2. Spark Pipelines and Data Layering
Data from the landing zone undergoes further processing through Spark jobs. These jobs generate two critical data layers:
- Historical Layer: Capturing each data mutation.
- Cloud-Native Table Layer: Mirroring the on-premises table structure, enabling consistency and seamless integration within the cloud environment.
This layered approach simplifies data management, providing both historical context and current data states, enhancing analytical capabilities.
3. Adoption of Kubernetes via Amazon EKS
Transitioning computational workloads from Glue and EMR to Kubernetes, managed through AWS Elastic Kubernetes Service (EKS), significantly optimized resource allocation. Kubernetes offers a powerful, flexible environment to run Spark workloads, thereby reducing dependency on AWS-specific managed services.
4. Avoiding Lock-in with PaaS Services
Adopting Kubernetes also addressed concerns about vendor lock-in associated specific cloud-vendor solutions.
By relying on Kubernetes, which is an open standard, the infrastructure can easily be migrated across different cloud providers or even to an on-premises environment, offering the flexibility to adapt to future business requirements or technological advancements without significant re-architecture.
5. Cilium for Network Optimization
To overcome the IP address limitation of the existing VPC, Cilium was deployed to establish an Overlay Network within the Kubernetes cluster. This approach decouples real VPC IP addresses from virtual addresses, effectively bypassing network constraints and providing near-unlimited scalability for IP address allocation.
6. Resource Efficiency with Karpenter
Karpenter was introduced for efficient node scaling, dynamically adjusting cluster resources based on workload demands.
By implementing vertical scaling, the number of nodes required was reduced by optimizing resource allocation—fewer nodes with enhanced computational capacity, effectively reducing overhead and costs.

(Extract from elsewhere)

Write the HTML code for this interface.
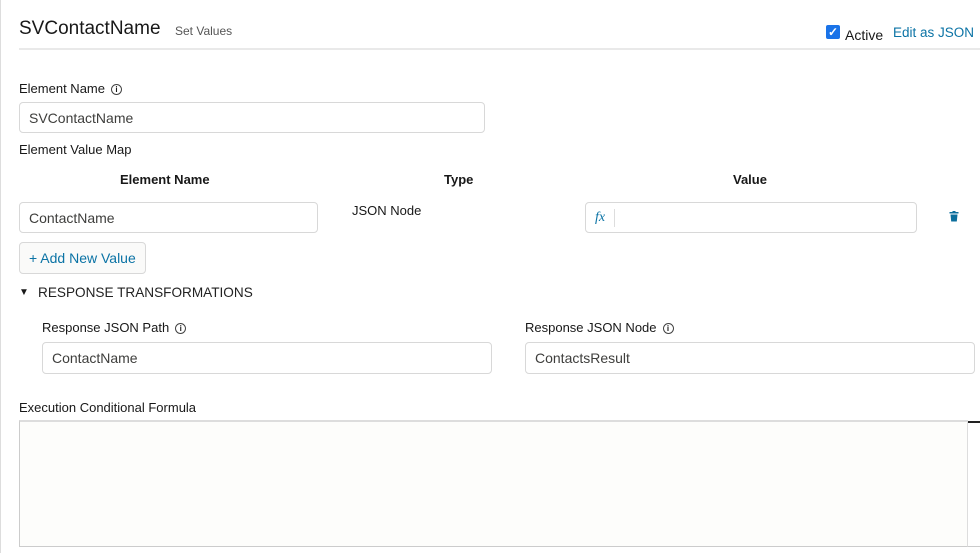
<!DOCTYPE html>
<html><head><meta charset="utf-8"><style>
body{margin:0;width:980px;height:553px;background:#fff;position:relative;overflow:hidden;font-family:"Liberation Sans",sans-serif;color:#181818}
.a{position:absolute;white-space:nowrap}
.in{position:absolute;border:1px solid #d8d8d8;border-radius:4px;background:#fff;box-sizing:border-box;font-size:14px;color:#3e3e3c;padding-left:9px;display:flex;align-items:center}
.lbl{font-size:13px;color:#181818}
.info{display:inline-block;width:9px;height:9px;border:1px solid #444;border-radius:50%;font-size:8px;line-height:9px;text-align:center;margin-left:6px;vertical-align:1px;font-weight:bold}
</style></head><body>
<div class="a" style="left:0;top:0;width:1px;height:553px;background:#ddd"></div>
<div class="a" style="left:19px;top:18px;font-size:19px;color:#181818">SVContactName</div>
<div class="a" style="left:175px;top:24px;font-size:12px;color:#555">Set Values</div>
<div class="a" style="left:19px;top:48px;width:961px;height:2px;background:#e9e9e9"></div>
<div class="a" style="left:826px;top:25px;width:14px;height:14px;background:#1a73e8;border-radius:2px;color:#fff;font-size:12px;line-height:14px;text-align:center;font-weight:bold">✓</div>
<div class="a" style="left:845px;top:27px;font-size:14px">Active</div>
<div class="a" style="left:893px;top:25px;font-size:13.5px;color:#0b73a5">Edit as JSON</div>
<div class="a lbl" style="left:19px;top:81px">Element Name<span class="info">i</span></div>
<div class="in" style="left:19px;top:102px;width:466px;height:31px">SVContactName</div>
<div class="a lbl" style="left:19px;top:142px">Element Value Map</div>
<div class="a" style="left:120px;top:172px;font-size:13px;font-weight:bold">Element Name</div>
<div class="a" style="left:444px;top:172px;font-size:13px;font-weight:bold">Type</div>
<div class="a" style="left:733px;top:172px;font-size:13px;font-weight:bold">Value</div>
<div class="in" style="left:19px;top:202px;width:299px;height:31px">ContactName</div>
<div class="a" style="left:352px;top:203px;font-size:13px">JSON Node</div>
<div class="in" style="left:585px;top:202px;width:332px;height:31px;padding-left:0"><span style="font-family:'Liberation Serif',serif;font-style:italic;color:#0b73a5;font-size:14px;width:28px;text-align:center;border-right:1px solid #ddd;line-height:18px">fx</span></div>
<svg class="a" style="left:949px;top:211px" width="10" height="11" viewBox="0 0 10 11"><rect x="0.5" y="1" width="9" height="1.5" fill="#0b6e9c"/><rect x="3.5" y="0" width="3" height="1.5" fill="#0b6e9c"/><path d="M1.5 3.5h7l-0.7 7h-5.6z" fill="#0b6e9c"/></svg>
<div class="in" style="left:19px;top:242px;width:127px;height:32px;background:#fafaf9;color:#0b73a5;font-size:14px">+ Add New Value</div>
<div class="a" style="left:19px;top:287px;font-size:10px">▼</div>
<div class="a" style="left:38px;top:285px;font-size:13.6px;color:#222">RESPONSE TRANSFORMATIONS</div>
<div class="a lbl" style="left:42px;top:320px">Response JSON Path<span class="info">i</span></div>
<div class="a lbl" style="left:525px;top:320px">Response JSON Node<span class="info">i</span></div>
<div class="in" style="left:42px;top:342px;width:450px;height:32px">ContactName</div>
<div class="in" style="left:525px;top:342px;width:450px;height:32px">ContactsResult</div>
<div class="a lbl" style="left:19px;top:400px">Execution Conditional Formula</div>
<div class="a" style="box-sizing:border-box;left:19px;top:420px;width:949px;height:127px;background:#fdfdfb;border-top:2px solid #ddd;border-left:1px solid #ccc;border-bottom:1px solid #ccc;border-right:1px solid #ddd"></div>
<div class="a" style="left:968px;top:421px;width:12px;height:2px;background:#222"></div>
<div class="a" style="left:968px;top:546px;width:12px;height:1px;background:#ccc"></div>
</body></html>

7. CloudWatch, Prometheus, and Grafana: Enhanced Observability
An extensive observability layer was established using AWS CloudWatch, Prometheus, and Grafana. This integration provides detailed visibility into pipeline health, execution success rates, and resource consumption metrics, significantly improving operational transparency.

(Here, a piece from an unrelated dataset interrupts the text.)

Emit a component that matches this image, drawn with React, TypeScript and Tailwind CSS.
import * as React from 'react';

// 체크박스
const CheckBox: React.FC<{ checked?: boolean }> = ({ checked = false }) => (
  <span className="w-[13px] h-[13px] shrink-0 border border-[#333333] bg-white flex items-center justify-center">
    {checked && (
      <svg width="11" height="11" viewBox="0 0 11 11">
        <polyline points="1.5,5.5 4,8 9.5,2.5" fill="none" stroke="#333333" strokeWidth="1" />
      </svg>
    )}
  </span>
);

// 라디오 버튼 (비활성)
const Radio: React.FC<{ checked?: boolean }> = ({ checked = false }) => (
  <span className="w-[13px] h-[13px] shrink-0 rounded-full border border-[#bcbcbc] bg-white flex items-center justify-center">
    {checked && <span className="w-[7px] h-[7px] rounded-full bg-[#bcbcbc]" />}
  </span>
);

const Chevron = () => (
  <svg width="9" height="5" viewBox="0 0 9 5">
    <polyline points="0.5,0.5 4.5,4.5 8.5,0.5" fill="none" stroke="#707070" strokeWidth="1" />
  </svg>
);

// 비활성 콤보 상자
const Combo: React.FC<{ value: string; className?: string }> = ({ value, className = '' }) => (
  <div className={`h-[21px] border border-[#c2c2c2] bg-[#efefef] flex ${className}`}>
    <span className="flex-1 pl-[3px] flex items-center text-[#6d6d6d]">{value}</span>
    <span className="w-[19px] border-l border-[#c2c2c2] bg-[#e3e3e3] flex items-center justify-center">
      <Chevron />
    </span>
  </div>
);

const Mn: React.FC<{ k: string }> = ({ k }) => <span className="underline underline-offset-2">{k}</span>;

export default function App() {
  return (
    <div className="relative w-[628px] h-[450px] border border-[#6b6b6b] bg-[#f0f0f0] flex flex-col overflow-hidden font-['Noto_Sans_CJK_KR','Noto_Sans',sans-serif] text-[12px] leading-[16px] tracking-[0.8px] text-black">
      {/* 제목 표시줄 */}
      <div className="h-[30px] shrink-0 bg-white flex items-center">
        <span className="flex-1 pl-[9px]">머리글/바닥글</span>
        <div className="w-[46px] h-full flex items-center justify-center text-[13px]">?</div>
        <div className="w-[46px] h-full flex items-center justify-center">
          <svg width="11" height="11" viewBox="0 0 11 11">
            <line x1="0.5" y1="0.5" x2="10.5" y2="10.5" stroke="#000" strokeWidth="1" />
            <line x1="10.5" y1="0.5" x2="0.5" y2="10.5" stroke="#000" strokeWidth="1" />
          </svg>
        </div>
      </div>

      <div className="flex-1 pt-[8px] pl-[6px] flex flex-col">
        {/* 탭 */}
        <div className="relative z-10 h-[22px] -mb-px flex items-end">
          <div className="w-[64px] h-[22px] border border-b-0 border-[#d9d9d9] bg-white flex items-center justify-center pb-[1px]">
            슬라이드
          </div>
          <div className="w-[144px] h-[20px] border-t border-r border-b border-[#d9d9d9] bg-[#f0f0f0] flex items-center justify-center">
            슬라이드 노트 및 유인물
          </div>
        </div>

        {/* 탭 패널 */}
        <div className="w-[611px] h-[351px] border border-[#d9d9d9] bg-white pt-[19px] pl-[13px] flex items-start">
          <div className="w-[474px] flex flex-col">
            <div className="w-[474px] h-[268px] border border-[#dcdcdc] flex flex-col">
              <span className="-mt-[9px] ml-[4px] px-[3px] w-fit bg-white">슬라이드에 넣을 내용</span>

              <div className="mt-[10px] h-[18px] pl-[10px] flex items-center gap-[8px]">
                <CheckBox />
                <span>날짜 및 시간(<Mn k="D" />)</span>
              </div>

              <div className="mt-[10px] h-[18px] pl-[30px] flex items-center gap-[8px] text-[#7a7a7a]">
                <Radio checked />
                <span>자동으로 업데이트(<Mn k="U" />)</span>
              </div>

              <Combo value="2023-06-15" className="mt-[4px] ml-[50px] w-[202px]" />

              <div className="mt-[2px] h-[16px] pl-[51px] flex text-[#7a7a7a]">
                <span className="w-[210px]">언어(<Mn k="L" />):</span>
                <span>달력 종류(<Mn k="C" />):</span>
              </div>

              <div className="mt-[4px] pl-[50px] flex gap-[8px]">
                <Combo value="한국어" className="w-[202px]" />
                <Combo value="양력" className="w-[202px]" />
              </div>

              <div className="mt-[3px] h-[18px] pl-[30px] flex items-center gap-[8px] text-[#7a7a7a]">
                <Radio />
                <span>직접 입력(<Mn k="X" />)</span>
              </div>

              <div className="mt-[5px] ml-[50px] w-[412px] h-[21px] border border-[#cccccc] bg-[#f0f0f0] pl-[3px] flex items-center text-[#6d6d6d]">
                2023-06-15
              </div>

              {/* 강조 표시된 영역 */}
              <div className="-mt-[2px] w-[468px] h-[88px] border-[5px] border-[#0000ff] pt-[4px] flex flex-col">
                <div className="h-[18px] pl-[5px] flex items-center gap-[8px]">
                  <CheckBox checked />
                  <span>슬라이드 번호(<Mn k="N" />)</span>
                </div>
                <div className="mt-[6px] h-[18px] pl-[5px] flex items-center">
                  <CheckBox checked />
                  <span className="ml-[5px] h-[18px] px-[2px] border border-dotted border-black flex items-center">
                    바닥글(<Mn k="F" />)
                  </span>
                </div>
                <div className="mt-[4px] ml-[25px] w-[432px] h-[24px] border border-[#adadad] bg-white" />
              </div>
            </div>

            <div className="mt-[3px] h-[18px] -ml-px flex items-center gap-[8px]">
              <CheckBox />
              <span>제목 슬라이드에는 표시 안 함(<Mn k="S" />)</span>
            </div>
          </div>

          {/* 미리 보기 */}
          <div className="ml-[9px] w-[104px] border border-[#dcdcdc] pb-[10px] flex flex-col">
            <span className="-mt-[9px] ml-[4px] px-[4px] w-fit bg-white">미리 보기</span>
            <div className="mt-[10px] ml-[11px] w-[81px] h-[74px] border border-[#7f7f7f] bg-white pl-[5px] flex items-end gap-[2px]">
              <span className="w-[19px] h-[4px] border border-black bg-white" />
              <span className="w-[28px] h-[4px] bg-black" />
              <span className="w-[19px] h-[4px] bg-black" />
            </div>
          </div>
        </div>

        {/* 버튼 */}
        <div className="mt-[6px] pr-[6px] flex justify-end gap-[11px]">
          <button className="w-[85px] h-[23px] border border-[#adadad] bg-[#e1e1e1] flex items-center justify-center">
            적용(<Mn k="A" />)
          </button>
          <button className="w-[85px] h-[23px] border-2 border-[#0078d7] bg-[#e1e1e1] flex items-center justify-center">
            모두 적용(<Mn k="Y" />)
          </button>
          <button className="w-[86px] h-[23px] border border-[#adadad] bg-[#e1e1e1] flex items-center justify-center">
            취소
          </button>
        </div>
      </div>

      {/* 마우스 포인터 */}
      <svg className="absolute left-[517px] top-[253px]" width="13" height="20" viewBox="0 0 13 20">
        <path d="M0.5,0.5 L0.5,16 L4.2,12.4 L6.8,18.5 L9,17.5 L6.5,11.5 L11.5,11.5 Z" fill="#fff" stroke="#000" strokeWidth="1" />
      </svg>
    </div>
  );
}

8. Incident Management and Data Quality Assurance
The observability infrastructure also supports proactive incident management, triggering alerts for pipeline failures or anomalies. This capability ensures timely interventions, minimizing downtime and operational disruptions.
Further, metrics tracking data freshness and quality adherence were implemented, adhering to Service Level Agreements (SLAs). This approach ensures continuous compliance with data contracts, maintaining high standards of data integrity and reliability.

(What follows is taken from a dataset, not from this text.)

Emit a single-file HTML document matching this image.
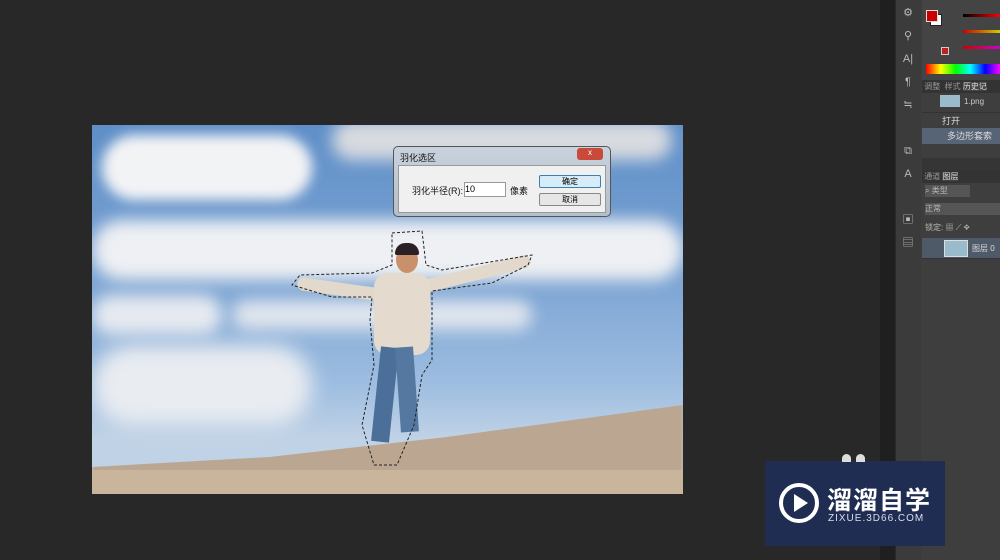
<!DOCTYPE html>
<html><head><meta charset="utf-8"><style>
body{margin:0;width:1000px;height:560px;background:#282828;position:relative;overflow:hidden;font-family:"Liberation Sans","Noto Sans CJK SC",sans-serif}
.a{position:absolute}
</style></head><body>
<div class="a" style="left:880px;top:0;width:15px;height:560px;background:#1f1f1f"></div>
<div class="a" style="left:895px;top:0;width:25px;height:560px;background:#3b3b3b;border-left:1px solid #2a2a2a"></div>
<div class="a" style="left:921px;top:0;width:79px;height:560px;background:#3e3e3e"></div>
<div class="a" style="left:900px;top:2px;color:#bbb;font-size:11px;line-height:23px;width:16px;text-align:center">⚙<br>⚲<br>A|<br>¶<br>≒<br><br>⧉<br>A<br><br>▣<br>▤</div>
<div class="a" style="left:922px;top:0;width:78px;height:80px;background:#444"></div>
<div class="a" style="left:930px;top:14px;width:10px;height:10px;background:#fff;border:1px solid #222"></div>
<div class="a" style="left:926px;top:10px;width:10px;height:10px;background:#c00;border:1px solid #ddd"></div>
<div class="a" style="left:963px;top:14px;width:37px;height:3px;background:linear-gradient(90deg,#000,#f00)"></div>
<div class="a" style="left:963px;top:30px;width:37px;height:3px;background:linear-gradient(90deg,#c00,#cc0)"></div>
<div class="a" style="left:963px;top:46px;width:37px;height:3px;background:linear-gradient(90deg,#c00,#c0c)"></div>
<div class="a" style="left:941px;top:47px;width:6px;height:6px;background:#b22;border:1px solid #ccc"></div>
<div class="a" style="left:926px;top:64px;width:74px;height:10px;background:linear-gradient(90deg,#f00,#ff0,#0f0,#0ff,#00f,#f0f)"></div>
<div class="a" style="left:922px;top:80px;width:78px;height:13px;background:#333;color:#999;font-size:8px;line-height:13px">&nbsp;调整 &nbsp;样式 <span style="color:#ddd;background:#444">历史记</span></div>
<div class="a" style="left:922px;top:93px;width:78px;height:17px;color:#ccc;font-size:8px"><span class="a" style="left:18px;top:2px;width:20px;height:12px;background:#9bc"></span><span class="a" style="left:42px;top:4px">1.png</span></div>
<div class="a" style="left:922px;top:112px;width:78px;height:16px;color:#ddd;font-size:9px;line-height:16px;border-top:1px solid #333">&nbsp;&nbsp;&nbsp;&nbsp;&nbsp;&nbsp;&nbsp;&nbsp;打开</div>
<div class="a" style="left:922px;top:128px;width:78px;height:16px;background:#566476;color:#ddd;font-size:9px;line-height:16px">&nbsp;&nbsp;&nbsp;&nbsp;&nbsp;&nbsp;&nbsp;&nbsp;&nbsp;&nbsp;多边形套索</div>
<div class="a" style="left:922px;top:158px;width:78px;height:12px;background:#353535"></div>
<div class="a" style="left:922px;top:170px;width:78px;height:13px;background:#333;color:#999;font-size:8px;line-height:13px">&nbsp;通道 <span style="color:#ddd;background:#444">图层</span></div>
<div class="a" style="left:925px;top:185px;width:45px;height:12px;background:#555;color:#bbb;font-size:8px">⌕ 类型</div>
<div class="a" style="left:925px;top:203px;width:75px;height:12px;background:#555;color:#bbb;font-size:8px">正常</div>
<div class="a" style="left:925px;top:222px;color:#bbb;font-size:8px">锁定: ▦ ⟋ ✥</div>
<div class="a" style="left:922px;top:238px;width:78px;height:20px;background:#4f5a69"></div>
<div class="a" style="left:944px;top:240px;width:22px;height:15px;background:#9bc;border:1px solid #ddd"></div>
<div class="a" style="left:972px;top:243px;color:#ddd;font-size:8px">图层 0</div>
<div class="a" style="left:922px;top:258px;width:78px;height:1px;background:#333"></div>
<div class="a" style="left:92px;top:125px;width:591px;height:369px;background:linear-gradient(180deg,#5f8fc8 0%,#7aa3d3 40%,#9dbde0 70%,#c0d2e6 85%);overflow:hidden">
 <div class="a" style="left:10px;top:10px;width:210px;height:65px;background:#f2f3f5;border-radius:40px;filter:blur(6px)"></div>
 <div class="a" style="left:240px;top:-5px;width:340px;height:40px;background:#d8dbe0;border-radius:30px;filter:blur(8px)"></div>
 <div class="a" style="left:0;top:95px;width:591px;height:60px;background:#eef0f3;border-radius:40px;filter:blur(8px)"></div>
 <div class="a" style="left:0;top:170px;width:130px;height:40px;background:#e6eaf0;border-radius:30px;filter:blur(8px)"></div>
 <div class="a" style="left:140px;top:175px;width:300px;height:30px;background:#dfe5ed;border-radius:20px;filter:blur(8px)"></div>
 <div class="a" style="left:0;top:220px;width:220px;height:80px;background:#e9ecf1;border-radius:40px;filter:blur(10px)"></div>
 <div class="a" style="left:0;top:270px;width:591px;height:100px;background:#bba791;clip-path:polygon(0 72%,30% 62%,60% 42%,100% 10%,100% 100%,0 100%);filter:blur(1px)"></div>
 <div class="a" style="left:0;top:345px;width:591px;height:25px;background:#c9b49c"></div>
 <div class="a" style="left:205px;top:158px;width:90px;height:13px;background:#e2d8cb;border-radius:7px;transform:rotate(8deg)"></div>
 <div class="a" style="left:330px;top:142px;width:110px;height:13px;background:#e2d8cb;border-radius:7px;transform:rotate(-14deg)"></div>
 <div class="a" style="left:282px;top:148px;width:56px;height:82px;background:#e4dacd;border-radius:14px"></div>
 <div class="a" style="left:304px;top:122px;width:22px;height:26px;background:#c9906b;border-radius:50%"></div>
 <div class="a" style="left:303px;top:118px;width:24px;height:12px;background:#2a2025;border-radius:12px 12px 2px 2px"></div>
 <div class="a" style="left:284px;top:222px;width:18px;height:95px;background:#4b6f99;transform:rotate(6deg)"></div>
 <div class="a" style="left:306px;top:222px;width:18px;height:85px;background:#54789f;transform:rotate(-4deg)"></div>
 <svg class="a" style="left:0;top:0" width="591" height="369"><path d="M300 108 L330 106 L334 140 L350 145 L440 130 L436 140 L400 158 L340 166 L340 235 L330 250 L322 300 L305 340 L282 340 L270 300 L282 240 L278 195 L280 172 L240 172 L200 160 L208 150 L280 148 L300 140 Z" fill="none" stroke="#222" stroke-width="1" stroke-dasharray="3 2"/></svg>
</div>
<div class="a" style="left:393px;top:146px;width:216px;height:69px;background:linear-gradient(180deg,#c9d2dc,#b3bfcc);border:1px solid #555;border-radius:5px">
 <div class="a" style="left:6px;top:4px;font-size:9px;color:#111">羽化选区</div>
 <div class="a" style="left:183px;top:1px;width:26px;height:12px;background:#c94a3a;border-radius:3px;color:#fff;font-size:8px;text-align:center">x</div>
 <div class="a" style="left:4px;top:18px;width:206px;height:46px;background:#f0f0f0;border:1px solid #999"></div>
 <div class="a" style="left:18px;top:37px;font-size:9px;color:#111">羽化半径(R):</div>
 <div class="a" style="left:70px;top:35px;width:40px;height:13px;background:#fff;border:1px solid #999;font-size:9px;line-height:13px">10</div>
 <div class="a" style="left:116px;top:37px;font-size:9px;color:#111">像素</div>
 <div class="a" style="left:145px;top:28px;width:60px;height:11px;background:#d6ecf8;border:1px solid #3c7fb1;border-radius:2px;font-size:8px;text-align:center;line-height:11px">确定</div>
 <div class="a" style="left:145px;top:46px;width:60px;height:11px;background:#e6e6e6;border:1px solid #888;border-radius:2px;font-size:8px;text-align:center;line-height:11px">取消</div>
</div>
<div class="a" style="left:765px;top:461px;width:180px;height:85px;background:#1f2d52">
 <svg class="a" style="left:12px;top:20px" width="44" height="44" viewBox="0 0 44 44"><circle cx="22" cy="22" r="18" fill="none" stroke="#fff" stroke-width="4"/><path d="M17 13 L31 22 L17 31 Z" fill="#fff"/></svg>
 <div class="a" style="left:62px;top:20px;color:#fff;font-size:25px;font-weight:bold;letter-spacing:1px">溜溜自学</div>
 <div class="a" style="left:63px;top:52px;color:#dde;font-size:10px;letter-spacing:1px">ZIXUE.3D66.COM</div>
</div>
<div class="a" style="left:842px;top:454px;width:9px;height:8px;background:#ddd;border-radius:5px 5px 0 0"></div>
<div class="a" style="left:856px;top:454px;width:9px;height:8px;background:#ddd;border-radius:5px 5px 0 0"></div>
</body></html>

9. Future-Ready Data Mesh Principles
Adopting data mesh philosophies, the migration strategy emphasized self-service data infrastructure and decentralized data governance. This model allows non-technical stakeholders to initiate new database migrations autonomously through metadata-driven YAML configurations.
The infrastructure supports potential enhancements, including comprehensive metadata tagging and advanced marketplace concepts where data consumers can transparently view and manage resource consumption and associated costs.
Powering Digital Transformation through Data Platform Enablement



Data-driven organizations are three times more likely to report significant improvements in decision-making speed, helping them to respond faster to market changes
(Source: HARVARD BUSINESS SCHOOL)
Data Platforms can allow companies to realize cost savings of up to 15% through minimized redundancies, optimized resource utilization and streamlined processes.
(Source: McKinsey&Company)
Companies focusing on structured data management can improve data accuracy and consistency by 10-20% through centralized data platforms
(Source: McKinsey&Company)
Real-World Impact and Benefits
The project resulted in some key benefits:
Operational Area | Before Implementation | After Implementation |
---|---|---|
Cost Efficiency | Batch (Glue) and streaming (EMR) managed services created high ongoing costs. | Transition to Kubernetes, Spark, and Karpenter reduced costs by ~30–40% while optimizing resources. |
Network Scalability | VPC constrained by 128 IP addresses, limiting nodes and endpoints. | Cilium overlay network decoupled IP allocation, providing virtually unlimited scalability. |
Vendor Lock-In | Heavy dependency on AWS Glue and EMR increased the risk of cloud-vendor lock-in. | Kubernetes-based workloads enabled portability across clouds and hybrid environments. |
Resource Management | Static infrastructure with underutilized nodes increased overhead. | Karpenter’s intelligent scaling dynamically adjusted node capacity, reducing waste. |
Observability & Operations | Limited visibility into pipeline health and resource use, with reactive incident management. | Integrated CloudWatch, Prometheus, and Grafana provided proactive monitoring, alerts, and transparency. |
Data Quality & Compliance | Data migrations lacked SLA validation on freshness and quality. | Automated checks enforced SLAs, ensuring reliable, trusted, and compliant data flows. |
Innovation & Governance | Centralized IT involvement slowed new migrations and governance adoption. | Metadata-driven YAML configs and Data Mesh principles enabled self-service migrations and decentralized governance. |
Agility & Business Impact | Slow, costly migrations hindered the adoption of modern data-driven services. | Future-ready, flexible cloud-native ecosystem accelerated time-to-market and innovation. |
Conclusion
This migration represents a significant advancement in cloud strategy, successfully combining technical innovation with operational efficiency and paving the way for scalable, flexible data management in a cloud-native ecosystem.